A destacar además en la oferta cubana el excelente retrato que Ernesto Daranas compone sobre la artista e investigadora de las religiones afrocubanas Natalia Bolívar en el documental Natalia, así como el corto Generación, realizado por Carlos Lechuga y Marco A. Castillo, artista plástico y antiguo miembro de Los Carpintero, quienes reflejan una joven generación que no pudo expresarse como quiso en los años 60 y 70.
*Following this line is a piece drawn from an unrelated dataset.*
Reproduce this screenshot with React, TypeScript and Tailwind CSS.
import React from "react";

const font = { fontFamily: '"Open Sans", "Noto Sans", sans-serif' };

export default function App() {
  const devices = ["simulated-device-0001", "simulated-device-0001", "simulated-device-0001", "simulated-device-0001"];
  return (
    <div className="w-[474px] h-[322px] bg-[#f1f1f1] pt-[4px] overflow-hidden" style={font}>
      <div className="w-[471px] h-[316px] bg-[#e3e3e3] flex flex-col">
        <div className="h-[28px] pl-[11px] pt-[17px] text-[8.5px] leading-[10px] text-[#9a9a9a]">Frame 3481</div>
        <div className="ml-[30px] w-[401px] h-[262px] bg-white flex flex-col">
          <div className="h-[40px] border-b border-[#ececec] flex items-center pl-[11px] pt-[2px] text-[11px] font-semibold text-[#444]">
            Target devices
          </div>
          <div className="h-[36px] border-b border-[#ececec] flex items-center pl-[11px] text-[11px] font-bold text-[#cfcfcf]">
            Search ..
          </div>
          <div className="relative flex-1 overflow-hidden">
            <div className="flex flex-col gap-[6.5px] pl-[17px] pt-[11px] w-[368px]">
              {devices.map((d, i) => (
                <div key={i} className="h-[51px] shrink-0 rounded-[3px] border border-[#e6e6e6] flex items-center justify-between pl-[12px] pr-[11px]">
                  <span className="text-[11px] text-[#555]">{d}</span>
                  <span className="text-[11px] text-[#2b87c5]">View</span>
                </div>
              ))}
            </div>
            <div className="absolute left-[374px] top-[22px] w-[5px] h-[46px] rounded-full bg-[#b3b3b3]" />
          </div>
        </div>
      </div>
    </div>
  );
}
En términos generales, el cine latinoamericano se está alejando de una presentación directa de la problemática político-social (aunque es de prever que habrá más adelante un fuerte reflejo de las numerosas crisis actuales) y se dirige más al cine de género y a la concentración en problemas individuales. Pero, ¿no es en los individuos y en los pequeños núcleos en donde se refleja más genuinamente el peso de la Historia, como se descubre en Tolstói y en los grandes creadores?